(Data items)
******
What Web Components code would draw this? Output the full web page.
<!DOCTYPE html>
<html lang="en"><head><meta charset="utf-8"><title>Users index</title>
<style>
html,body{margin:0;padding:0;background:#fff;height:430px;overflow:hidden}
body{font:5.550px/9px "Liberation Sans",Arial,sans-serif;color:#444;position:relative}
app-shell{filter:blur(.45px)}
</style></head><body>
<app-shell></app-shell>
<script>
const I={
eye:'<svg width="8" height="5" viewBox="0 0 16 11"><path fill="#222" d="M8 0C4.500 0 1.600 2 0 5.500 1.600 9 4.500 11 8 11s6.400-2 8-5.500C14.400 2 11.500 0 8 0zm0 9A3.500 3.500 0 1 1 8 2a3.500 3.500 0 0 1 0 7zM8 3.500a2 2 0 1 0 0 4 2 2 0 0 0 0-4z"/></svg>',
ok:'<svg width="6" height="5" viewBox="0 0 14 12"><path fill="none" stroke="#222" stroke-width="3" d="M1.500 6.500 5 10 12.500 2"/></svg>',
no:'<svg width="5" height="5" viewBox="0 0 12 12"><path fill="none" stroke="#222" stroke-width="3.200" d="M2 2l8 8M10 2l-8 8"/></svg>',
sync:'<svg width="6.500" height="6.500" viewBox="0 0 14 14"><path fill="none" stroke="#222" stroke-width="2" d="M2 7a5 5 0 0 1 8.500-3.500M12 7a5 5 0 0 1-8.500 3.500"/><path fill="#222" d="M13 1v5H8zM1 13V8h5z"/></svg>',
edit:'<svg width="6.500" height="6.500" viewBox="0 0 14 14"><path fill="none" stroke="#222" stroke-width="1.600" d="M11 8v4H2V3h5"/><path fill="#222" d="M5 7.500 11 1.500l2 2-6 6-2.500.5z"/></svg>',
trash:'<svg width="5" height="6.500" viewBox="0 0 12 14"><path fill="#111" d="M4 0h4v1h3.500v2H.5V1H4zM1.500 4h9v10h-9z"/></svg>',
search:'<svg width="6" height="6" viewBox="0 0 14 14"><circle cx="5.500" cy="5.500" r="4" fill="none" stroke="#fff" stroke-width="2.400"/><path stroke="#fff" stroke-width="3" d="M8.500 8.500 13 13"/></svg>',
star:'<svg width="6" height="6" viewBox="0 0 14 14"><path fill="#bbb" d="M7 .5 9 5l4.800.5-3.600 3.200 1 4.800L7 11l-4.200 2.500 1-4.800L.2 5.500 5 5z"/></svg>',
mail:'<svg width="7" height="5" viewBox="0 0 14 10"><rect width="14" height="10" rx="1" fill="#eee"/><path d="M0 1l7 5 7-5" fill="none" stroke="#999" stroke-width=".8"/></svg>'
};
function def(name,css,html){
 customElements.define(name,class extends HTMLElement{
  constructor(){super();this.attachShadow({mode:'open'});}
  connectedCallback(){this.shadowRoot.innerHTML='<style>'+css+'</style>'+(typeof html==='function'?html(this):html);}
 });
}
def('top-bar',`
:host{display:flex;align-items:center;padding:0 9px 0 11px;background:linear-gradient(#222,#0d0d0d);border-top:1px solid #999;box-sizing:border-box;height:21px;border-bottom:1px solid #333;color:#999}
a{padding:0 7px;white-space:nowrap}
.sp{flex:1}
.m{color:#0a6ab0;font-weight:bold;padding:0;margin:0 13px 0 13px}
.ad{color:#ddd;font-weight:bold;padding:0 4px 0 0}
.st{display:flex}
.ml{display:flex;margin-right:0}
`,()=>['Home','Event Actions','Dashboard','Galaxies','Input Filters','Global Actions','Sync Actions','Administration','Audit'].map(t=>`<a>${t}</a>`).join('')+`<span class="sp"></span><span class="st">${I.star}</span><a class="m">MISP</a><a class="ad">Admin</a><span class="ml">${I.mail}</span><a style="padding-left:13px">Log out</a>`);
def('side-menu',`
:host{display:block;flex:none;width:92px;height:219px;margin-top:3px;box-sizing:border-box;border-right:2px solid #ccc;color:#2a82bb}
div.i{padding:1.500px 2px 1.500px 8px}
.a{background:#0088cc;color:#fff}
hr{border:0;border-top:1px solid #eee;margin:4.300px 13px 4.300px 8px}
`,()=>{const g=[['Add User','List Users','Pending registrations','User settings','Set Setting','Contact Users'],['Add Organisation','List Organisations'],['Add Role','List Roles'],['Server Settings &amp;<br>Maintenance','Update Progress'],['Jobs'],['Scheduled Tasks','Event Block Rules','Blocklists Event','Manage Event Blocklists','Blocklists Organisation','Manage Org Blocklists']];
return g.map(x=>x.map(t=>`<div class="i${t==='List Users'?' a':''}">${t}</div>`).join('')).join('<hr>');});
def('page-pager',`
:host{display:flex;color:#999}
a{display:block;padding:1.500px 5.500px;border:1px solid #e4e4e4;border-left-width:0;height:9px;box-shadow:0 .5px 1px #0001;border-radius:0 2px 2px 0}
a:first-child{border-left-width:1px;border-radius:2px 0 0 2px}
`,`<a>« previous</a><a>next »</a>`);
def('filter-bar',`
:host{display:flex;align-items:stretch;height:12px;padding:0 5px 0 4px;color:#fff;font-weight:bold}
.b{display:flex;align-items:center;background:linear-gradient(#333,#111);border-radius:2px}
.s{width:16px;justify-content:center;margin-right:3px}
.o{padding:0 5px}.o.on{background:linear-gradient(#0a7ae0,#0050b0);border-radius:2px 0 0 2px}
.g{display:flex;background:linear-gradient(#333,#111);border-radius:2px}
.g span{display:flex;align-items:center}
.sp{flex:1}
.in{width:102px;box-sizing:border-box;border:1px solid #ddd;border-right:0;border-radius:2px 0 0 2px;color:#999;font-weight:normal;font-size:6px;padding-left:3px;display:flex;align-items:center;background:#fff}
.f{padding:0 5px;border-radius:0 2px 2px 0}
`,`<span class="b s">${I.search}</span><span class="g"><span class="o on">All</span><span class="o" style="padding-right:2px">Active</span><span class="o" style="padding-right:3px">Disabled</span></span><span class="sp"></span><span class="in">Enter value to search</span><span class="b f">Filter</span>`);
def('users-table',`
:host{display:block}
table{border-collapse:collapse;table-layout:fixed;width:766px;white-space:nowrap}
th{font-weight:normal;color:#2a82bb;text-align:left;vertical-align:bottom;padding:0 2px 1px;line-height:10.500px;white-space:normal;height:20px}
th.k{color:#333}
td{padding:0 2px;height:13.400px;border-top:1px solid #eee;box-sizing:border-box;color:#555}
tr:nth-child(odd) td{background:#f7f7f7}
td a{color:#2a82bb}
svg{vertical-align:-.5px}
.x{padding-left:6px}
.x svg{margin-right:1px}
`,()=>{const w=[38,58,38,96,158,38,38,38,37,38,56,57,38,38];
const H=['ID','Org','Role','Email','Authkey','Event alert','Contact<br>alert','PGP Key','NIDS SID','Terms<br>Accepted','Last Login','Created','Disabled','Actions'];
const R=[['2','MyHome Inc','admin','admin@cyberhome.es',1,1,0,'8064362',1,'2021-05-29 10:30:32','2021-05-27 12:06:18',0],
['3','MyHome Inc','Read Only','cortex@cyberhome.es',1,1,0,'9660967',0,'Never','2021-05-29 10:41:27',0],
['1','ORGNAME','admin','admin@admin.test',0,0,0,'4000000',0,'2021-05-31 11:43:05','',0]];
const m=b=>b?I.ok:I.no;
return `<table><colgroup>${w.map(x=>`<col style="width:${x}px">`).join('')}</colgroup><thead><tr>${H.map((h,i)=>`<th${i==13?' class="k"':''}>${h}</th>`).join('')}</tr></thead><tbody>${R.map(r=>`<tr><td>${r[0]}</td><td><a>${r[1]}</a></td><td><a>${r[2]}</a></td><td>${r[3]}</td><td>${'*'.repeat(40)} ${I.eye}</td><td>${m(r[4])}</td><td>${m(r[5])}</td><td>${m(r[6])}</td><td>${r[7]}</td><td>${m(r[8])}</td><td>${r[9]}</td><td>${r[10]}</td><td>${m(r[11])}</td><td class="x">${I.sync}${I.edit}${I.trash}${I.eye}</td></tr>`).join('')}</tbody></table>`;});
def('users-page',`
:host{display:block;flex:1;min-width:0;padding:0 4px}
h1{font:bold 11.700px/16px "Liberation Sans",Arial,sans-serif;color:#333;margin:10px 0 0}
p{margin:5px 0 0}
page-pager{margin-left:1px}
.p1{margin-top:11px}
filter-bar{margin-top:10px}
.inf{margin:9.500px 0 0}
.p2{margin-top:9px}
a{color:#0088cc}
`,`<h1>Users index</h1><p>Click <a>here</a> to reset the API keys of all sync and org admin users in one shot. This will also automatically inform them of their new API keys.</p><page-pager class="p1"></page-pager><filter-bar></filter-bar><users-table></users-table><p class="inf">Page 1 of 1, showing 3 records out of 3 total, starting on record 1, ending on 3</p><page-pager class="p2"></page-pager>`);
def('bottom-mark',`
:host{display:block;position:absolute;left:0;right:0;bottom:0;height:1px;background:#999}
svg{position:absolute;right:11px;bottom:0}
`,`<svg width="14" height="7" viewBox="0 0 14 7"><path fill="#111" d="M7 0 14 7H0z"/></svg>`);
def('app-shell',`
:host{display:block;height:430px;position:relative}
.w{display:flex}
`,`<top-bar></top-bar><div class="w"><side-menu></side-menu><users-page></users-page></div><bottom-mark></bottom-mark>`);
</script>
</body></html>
******
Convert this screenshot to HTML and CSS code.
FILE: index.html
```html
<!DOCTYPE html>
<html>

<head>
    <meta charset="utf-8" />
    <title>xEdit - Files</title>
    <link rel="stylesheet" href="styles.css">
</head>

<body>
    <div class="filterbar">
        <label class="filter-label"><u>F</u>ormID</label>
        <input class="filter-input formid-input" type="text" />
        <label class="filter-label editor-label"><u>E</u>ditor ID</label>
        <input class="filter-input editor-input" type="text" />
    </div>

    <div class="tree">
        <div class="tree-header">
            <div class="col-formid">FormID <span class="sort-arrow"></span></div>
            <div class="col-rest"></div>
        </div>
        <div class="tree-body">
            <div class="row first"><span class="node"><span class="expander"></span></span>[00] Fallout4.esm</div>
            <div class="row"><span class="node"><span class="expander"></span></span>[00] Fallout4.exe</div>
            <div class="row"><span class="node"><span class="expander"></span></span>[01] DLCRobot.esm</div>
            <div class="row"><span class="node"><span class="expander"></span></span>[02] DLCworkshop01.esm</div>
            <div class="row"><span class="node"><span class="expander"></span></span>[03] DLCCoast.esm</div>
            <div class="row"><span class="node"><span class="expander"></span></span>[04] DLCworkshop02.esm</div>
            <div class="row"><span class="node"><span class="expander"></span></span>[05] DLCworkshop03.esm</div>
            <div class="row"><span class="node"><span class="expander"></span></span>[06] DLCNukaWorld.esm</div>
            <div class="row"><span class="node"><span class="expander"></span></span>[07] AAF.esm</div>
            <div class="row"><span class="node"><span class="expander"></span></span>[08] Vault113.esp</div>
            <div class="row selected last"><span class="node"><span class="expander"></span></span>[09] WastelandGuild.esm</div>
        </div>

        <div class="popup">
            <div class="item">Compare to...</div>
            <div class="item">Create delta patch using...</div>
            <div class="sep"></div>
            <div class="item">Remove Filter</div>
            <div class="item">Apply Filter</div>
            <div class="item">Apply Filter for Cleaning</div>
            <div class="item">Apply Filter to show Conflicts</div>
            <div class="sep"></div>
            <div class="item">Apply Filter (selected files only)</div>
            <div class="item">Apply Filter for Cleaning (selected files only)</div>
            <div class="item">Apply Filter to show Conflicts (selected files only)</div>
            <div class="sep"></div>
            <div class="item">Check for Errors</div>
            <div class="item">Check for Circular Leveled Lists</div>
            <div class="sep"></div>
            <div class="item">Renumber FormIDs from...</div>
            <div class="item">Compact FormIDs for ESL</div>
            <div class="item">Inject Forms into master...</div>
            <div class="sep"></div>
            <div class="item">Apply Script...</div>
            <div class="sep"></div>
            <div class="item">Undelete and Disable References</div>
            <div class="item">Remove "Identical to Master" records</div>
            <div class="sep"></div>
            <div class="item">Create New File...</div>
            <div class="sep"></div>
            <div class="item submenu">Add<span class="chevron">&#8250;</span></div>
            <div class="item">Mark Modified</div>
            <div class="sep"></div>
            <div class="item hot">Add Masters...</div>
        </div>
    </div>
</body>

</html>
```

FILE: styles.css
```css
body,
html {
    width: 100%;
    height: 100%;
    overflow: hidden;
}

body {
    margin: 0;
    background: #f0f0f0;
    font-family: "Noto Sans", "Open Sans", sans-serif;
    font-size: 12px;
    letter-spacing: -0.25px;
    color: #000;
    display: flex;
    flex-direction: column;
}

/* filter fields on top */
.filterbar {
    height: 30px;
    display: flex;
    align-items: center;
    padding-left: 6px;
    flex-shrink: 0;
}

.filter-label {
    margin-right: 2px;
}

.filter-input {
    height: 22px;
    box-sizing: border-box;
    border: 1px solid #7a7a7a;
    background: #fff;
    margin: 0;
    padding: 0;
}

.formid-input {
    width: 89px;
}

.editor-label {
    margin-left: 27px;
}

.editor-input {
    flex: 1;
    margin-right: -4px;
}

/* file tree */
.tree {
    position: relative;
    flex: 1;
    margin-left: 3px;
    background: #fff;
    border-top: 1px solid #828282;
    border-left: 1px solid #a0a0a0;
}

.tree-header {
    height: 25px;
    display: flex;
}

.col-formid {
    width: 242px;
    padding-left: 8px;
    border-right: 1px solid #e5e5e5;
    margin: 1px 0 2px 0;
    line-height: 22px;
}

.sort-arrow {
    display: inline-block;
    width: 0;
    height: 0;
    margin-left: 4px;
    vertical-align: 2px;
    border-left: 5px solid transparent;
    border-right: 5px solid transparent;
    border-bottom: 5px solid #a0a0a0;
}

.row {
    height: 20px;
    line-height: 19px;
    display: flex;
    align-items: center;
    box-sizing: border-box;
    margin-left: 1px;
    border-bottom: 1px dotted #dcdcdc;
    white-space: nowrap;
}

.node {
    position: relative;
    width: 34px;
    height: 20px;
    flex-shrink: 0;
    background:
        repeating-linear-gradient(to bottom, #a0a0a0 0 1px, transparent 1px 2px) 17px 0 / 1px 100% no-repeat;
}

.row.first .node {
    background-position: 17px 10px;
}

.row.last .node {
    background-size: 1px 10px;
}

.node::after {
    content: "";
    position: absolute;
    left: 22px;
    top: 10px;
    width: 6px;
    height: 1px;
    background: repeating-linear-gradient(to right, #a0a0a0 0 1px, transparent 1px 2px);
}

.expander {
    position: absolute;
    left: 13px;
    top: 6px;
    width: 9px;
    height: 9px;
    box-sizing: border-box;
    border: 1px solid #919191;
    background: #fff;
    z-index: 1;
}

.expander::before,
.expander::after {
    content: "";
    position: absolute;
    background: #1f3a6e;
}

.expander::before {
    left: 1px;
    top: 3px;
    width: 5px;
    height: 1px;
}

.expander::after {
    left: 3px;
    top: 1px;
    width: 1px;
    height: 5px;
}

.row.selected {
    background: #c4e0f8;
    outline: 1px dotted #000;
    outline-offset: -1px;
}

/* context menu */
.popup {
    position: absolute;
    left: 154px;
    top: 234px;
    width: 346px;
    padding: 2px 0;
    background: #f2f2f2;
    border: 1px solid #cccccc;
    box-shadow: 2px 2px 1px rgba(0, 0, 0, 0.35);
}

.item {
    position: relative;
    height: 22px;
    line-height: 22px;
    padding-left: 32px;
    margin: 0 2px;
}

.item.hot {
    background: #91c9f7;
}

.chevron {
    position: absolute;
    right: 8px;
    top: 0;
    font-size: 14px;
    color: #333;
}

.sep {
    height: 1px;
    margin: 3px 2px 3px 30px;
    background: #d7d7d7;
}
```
******
TO DO —
Search the data for the word "code" and copy each line where it appears.

FINAL RESULT —
What Web Components code would draw this? Output the full web page.
Convert this screenshot to HTML and CSS code.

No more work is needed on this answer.